Edinburgh’s winter festivals woes have come as no surprise – Brian Ferguson
It came as absolutely no surprise whatsoever to hear that a new era for Edinburgh’s winter festivals had run into trouble well before its first festive lights flicker into life.
The first rumblings of behind-the-scenes discontent were heard almost as soon as the city council announced the awarding of two separate multi-million-pound contracts to produce the Christmas and Hogmanay celebrations.
Growing concerns about the ability of the new Christmas organisers, German outfit Angels Event Experience, to deliver what had been promised in a £5.4 million, five-year deal came to a head last week when it emerged that it had withdrawn from the contract – less than two months before the event’s launch.
The plug was suddenly pulled just weeks after the company announced plans to expand Edinburgh’s Christmas markets into new areas in the Old and New Towns, as well as across Princes Street Gardens.
The council has turned to Unique Events – the local company which had just won back the city’s Hogmanay contract, worth £4 million over the next five years, and previously organised the Christmas festival – to attempt to rescue the latter event.
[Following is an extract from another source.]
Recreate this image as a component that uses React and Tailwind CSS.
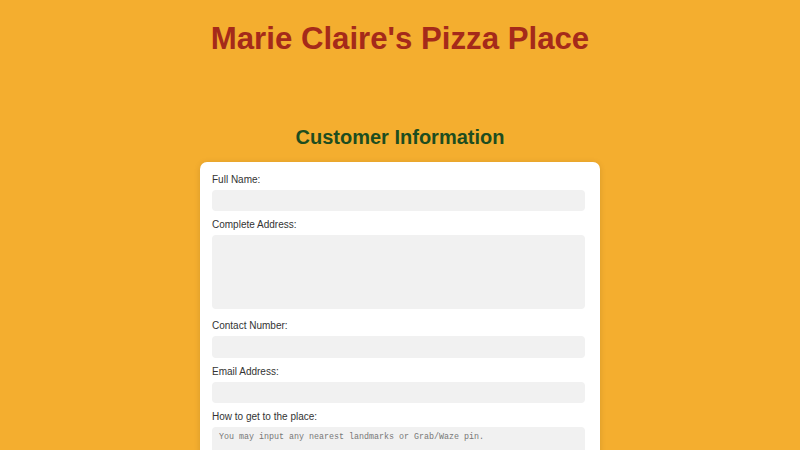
import React from "react";

function Field({ label, children }) {
  return (
    <div>
      <label className="block text-[10px] leading-[12px] text-[#333333] mb-[4px]">{label}</label>
      {children}
    </div>
  );
}

export default function App() {
  const inputCls =
    "block w-[373px] h-[21.5px] bg-[#f1f1f1] rounded-[4px] border-0 outline-none mb-[8px]";
  return (
    <div
      className="w-[800px] h-[450px] overflow-hidden bg-[#f4ae2f] flex flex-col items-center"
      style={{ fontFamily: '"Liberation Sans", Arial, sans-serif' }}
    >
      <h1 className="mt-[20.5px] text-[31.2px] leading-[36px] font-bold text-[#a52a1a]">
        Marie Claire's Pizza Place
      </h1>
      <h2 className="mt-[68px] text-[20px] leading-[24px] font-bold text-[#1d4d1f]">
        Customer Information
      </h2>
      <div className="mt-[13.5px] w-[400px] bg-white rounded-[7px] shadow-[0_1px_6px_rgba(0,0,0,0.12)] pl-[12px] pt-[11.5px] pb-4">
        <Field label="Full Name:">
          <input type="text" className={inputCls} />
        </Field>
        <Field label="Complete Address:">
          <textarea className="block w-[373px] h-[74px] bg-[#f1f1f1] rounded-[4px] border-0 outline-none resize-none mb-[11px]" />
        </Field>
        <Field label="Contact Number:">
          <input type="text" className={inputCls} />
        </Field>
        <Field label="Email Address:">
          <input type="email" className={inputCls} />
        </Field>
        <Field label="How to get to the place:">
          <textarea
            placeholder="You may input any nearest landmarks or Grab/Waze pin."
            className="block w-[373px] h-[74px] bg-[#f1f1f1] rounded-[4px] border-0 outline-none resize-none pl-[7px] pt-[5px] text-[8.33px] leading-[10px] placeholder:text-[#777777]"
            style={{ fontFamily: '"Liberation Mono", "Courier New", monospace' }}
          />
        </Field>
      </div>
    </div>
  );
}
But Unique already had its own challenges as, unlike Underbelly, which had two winter festivals contracts, it was unable to use any income from the Christmas festival for the Hogmanay event, which it instigated and produced from 1993 until 2017.
Given that awarding the winter festivals contracts was one of the first major tasks for the new council in June, it is perhaps not surprising that only now are serious questions being asked about exactly what was agreed and what has gone wrong.
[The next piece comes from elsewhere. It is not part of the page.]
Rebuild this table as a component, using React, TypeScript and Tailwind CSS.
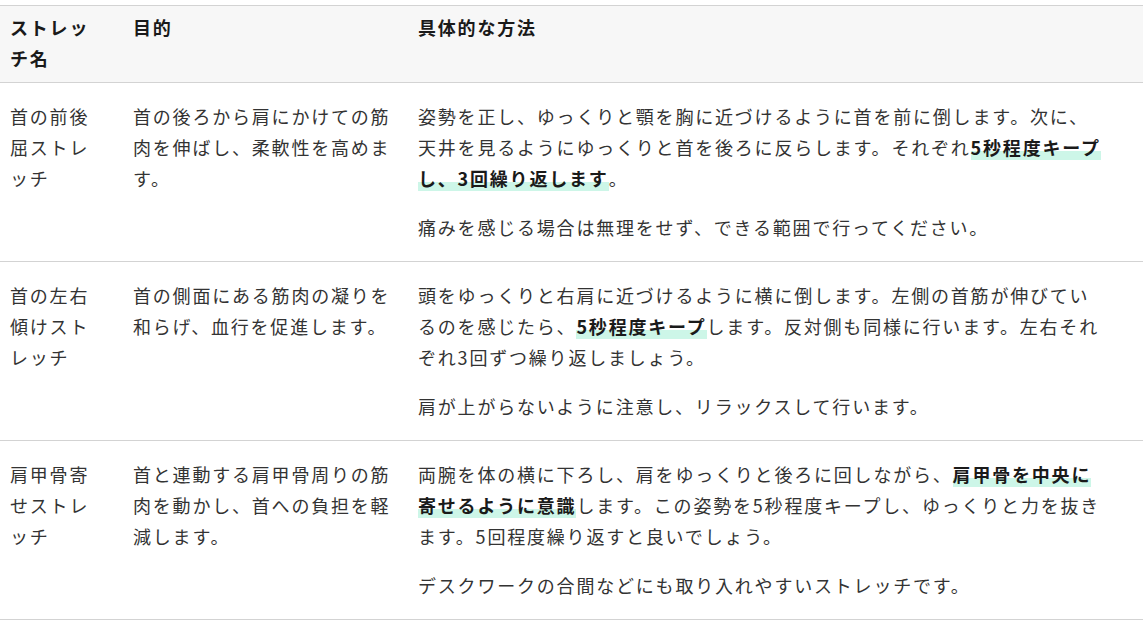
import React from "react";

type Row = {
  name: string;
  purpose: string;
  method: React.ReactNode;
  note: string;
};

const Mark = ({ children }: { children: React.ReactNode }) => (
  <strong className="font-bold text-[#1a1a1a] bg-[linear-gradient(transparent_66%,#cdf6e8_66%)]">
    {children}
  </strong>
);

const rows: Row[] = [
  {
    name: "首の前後屈ストレッチ",
    purpose: "首の後ろから肩にかけての筋肉を伸ばし、柔軟性を高めます。",
    method: (
      <>
        姿勢を正し、ゆっくりと顎を胸に近づけるように首を前に倒します。次に、天井を見るようにゆっくりと首を後ろに反らします。それぞれ
        <Mark>5秒程度キープし、3回繰り返します</Mark>。
      </>
    ),
    note: "痛みを感じる場合は無理をせず、できる範囲で行ってください。",
  },
  {
    name: "首の左右傾けストレッチ",
    purpose: "首の側面にある筋肉の凝りを和らげ、血行を促進します。",
    method: (
      <>
        頭をゆっくりと右肩に近づけるように横に倒します。左側の首筋が伸びているのを感じたら、
        <Mark>5秒程度キープ</Mark>
        します。反対側も同様に行います。左右それぞれ3回ずつ繰り返しましょう。
      </>
    ),
    note: "肩が上がらないように注意し、リラックスして行います。",
  },
  {
    name: "肩甲骨寄せストレッチ",
    purpose: "首と連動する肩甲骨周りの筋肉を動かし、首への負担を軽減します。",
    method: (
      <>
        両腕を体の横に下ろし、肩をゆっくりと後ろに回しながら、
        <Mark>肩甲骨を中央に寄せるように意識</Mark>
        します。この姿勢を5秒程度キープし、ゆっくりと力を抜きます。5回程度繰り返すと良いでしょう。
      </>
    ),
    note: "デスクワークの合間などにも取り入れやすいストレッチです。",
  },
];

export default function App() {
  return (
    <div className="min-h-screen bg-white pt-[5px] font-['Noto_Sans_CJK_JP','Noto_Sans',sans-serif] text-[18px] leading-[31px] tracking-[0.1em] text-[#333]">
      <table className="w-full table-fixed border-collapse text-left">
        <colgroup>
          <col className="w-[123px]" />
          <col className="w-[285px]" />
          <col />
        </colgroup>
        <thead>
          <tr className="bg-[#f7f7f7] border-y border-[#d3d3d3]">
            <th className="pl-[10px] pr-[30px] pt-[6px] pb-[8px] align-top font-bold text-[#1a1a1a]">
              ストレッチ名
            </th>
            <th className="px-[10px] pt-[6px] pb-[8px] align-top font-bold text-[#1a1a1a]">
              目的
            </th>
            <th className="pl-[10px] pr-[36px] pt-[6px] pb-[8px] align-top font-bold text-[#1a1a1a]">
              具体的な方法
            </th>
          </tr>
        </thead>
        <tbody>
          {rows.map((row) => (
            <tr key={row.name} className="border-b border-[#d3d3d3]">
              <td className="pl-[10px] pr-[30px] py-[18px] align-top">{row.name}</td>
              <td className="px-[10px] py-[18px] align-top">{row.purpose}</td>
              <td className="pl-[10px] pr-[36px] py-[18px] align-top">
                <p>{row.method}</p>
                <p className="mt-[18px]">{row.note}</p>
              </td>
            </tr>
          ))}
        </tbody>
      </table>
    </div>
  );
}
Angels has muddied the waters further by declaring that it is still planning to be involved this year “in a smaller capacity" and “will do everything in our power to make sure this year’s events are a success”.
But if this company is not going to be paying the council more than £1 million, what exactly will it be getting from the use of publicly owned assets – and what will happen to this income?
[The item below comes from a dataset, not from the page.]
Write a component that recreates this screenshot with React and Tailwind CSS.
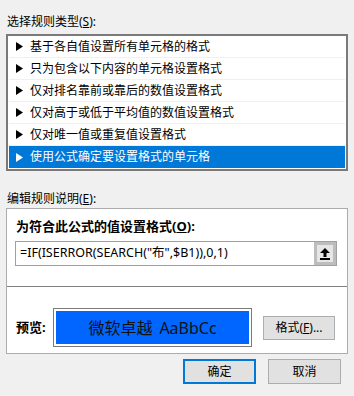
const rules = [
  '基于各自值设置所有单元格的格式',
  '只为包含以下内容的单元格设置格式',
  '仅对排名靠前或靠后的数值设置格式',
  '仅对高于或低于平均值的数值设置格式',
  '仅对唯一值或重复值设置格式',
  '使用公式确定要设置格式的单元格',
];

const Tri = ({ color }) => (
  <svg width="7" height="9" viewBox="0 0 7 9" className="shrink-0">
    <polygon points="0,0 7,4.5 0,9" fill={color} />
  </svg>
);

const App = () => {
  const selected = 5;

  return (
    <div
      className="w-[354px] h-[396px] bg-[#f0f0f0] px-[6px] text-[12px] text-black overflow-hidden"
      style={{ fontFamily: '"Noto Sans", "Noto Sans CJK SC", sans-serif' }}
    >
      {/* rule type */}
      <div className="mt-[14px] ml-[1px] leading-[16px]">
        选择规则类型(<span className="underline">S</span>):
      </div>
      <div className="mt-[4px] w-[342px] border-2 border-[#7a7a7a] bg-white px-[1px] pb-[1px]">
        {rules.map((r, i) => {
          const sel = i === selected;
          return (
            <div
              key={r}
              className={`h-[22px] flex items-center gap-[7px] pl-[7px] leading-none ${
                sel ? 'bg-[#0078d7] text-white' : 'border-b border-[#f0f0f0]'
              }`}
            >
              <Tri color={sel ? '#ffffff' : '#000000'} />
              <span>{r}</span>
            </div>
          );
        })}
      </div>

      {/* edit description */}
      <div className="mt-[20px] ml-[1px] leading-[16px]">
        编辑规则说明(<span className="underline">E</span>):
      </div>
      <div className="mt-[1px] w-[342px] border border-[#acacac] bg-white">
        <div className="pt-[9px] pl-[9px] leading-[16px] text-[13px] font-bold">
          为符合此公式的值设置格式(<span className="underline">O</span>):
        </div>
        <div className="mt-[7px] ml-[8px] w-[322px] h-[25px] flex border border-[#a0a0a0] bg-white">
          <div className="flex-1 flex items-center pl-[4px] text-[12.5px] leading-none">
            =IF(ISERROR(SEARCH("布",$B1)),0,1)
          </div>
          <div className="w-[22px] h-[23px] border-[3px] border-[#bdbdbd] bg-[#e6e6e6] flex items-center justify-center">
            <svg width="10" height="12" viewBox="0 0 10 12">
              <polygon points="5,0 10,5 6.5,5 6.5,9 3.5,9 3.5,5 0,5" fill="#000" />
              <rect x="0" y="10" width="10" height="2" fill="#000" />
            </svg>
          </div>
        </div>
        <div className="mt-[20px] h-px bg-[#808080]" />

        {/* preview */}
        <div className="mt-[21px] pb-[6px] flex items-center">
          <div className="ml-[9px] w-[37px] font-bold text-[13px] leading-none">预览:</div>
          <div className="w-[199px] h-[39px] border border-[#7a7a7a] p-[2px]">
            <div className="h-full bg-[#0066ff] flex items-center justify-center gap-[7px] text-[16px] text-[#111] leading-none">
              <span>微软卓越</span>
              <span>AaBbCc</span>
            </div>
          </div>
          <button className="ml-[11px] w-[72px] h-[24px] border border-[#adadad] bg-[#e1e1e1] text-[12px] leading-none">
            格式(<span className="underline">F</span>)...
          </button>
        </div>
      </div>

      {/* footer buttons */}
      <div className="mt-[5px] flex justify-end gap-[12px] pr-[7px]">
        <button className="w-[73px] h-[25px] border-2 border-[#0078d7] bg-[#e1e1e1] text-[12px] leading-none">
          确定
        </button>
        <button className="w-[73px] h-[25px] border border-[#adadad] bg-[#e1e1e1] text-[12px] leading-none">
          取消
        </button>
      </div>
    </div>
  );
};

export default App;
It is worth recalling that this year’s events were meant to represent a fresh start after a spate of recent controversies surrounding the Christmas festival in particular, including its impact on Princes Street Gardens, over-commercialisation of public spaces, the cost of rides and attractions, and overcrowding.
Exactly how these issues were going to be resolved when the event was envisaged as generating more than £1 million for the council has never been explained.
However the financing of both events has been highly problematic since 2013, when a £1.3 million subsidy ringfenced for both events was cut to just over £800,000 for Hogmanay and the Christmas festival was expected to run on a profitable basis.
Given that these festivals have been found to generate more than £150 million a year for the economy, it is hard to avoid the conclusion that Edinburgh has tried to maintain them on the cheap.
If this strategy did not work for many in the city pre-pandemic, it has proved even less successful this year.
But given the huge value of these events to the city and its reputation, it is incumbent on all those embroiled in the current crisis to find a viable solution – and fast.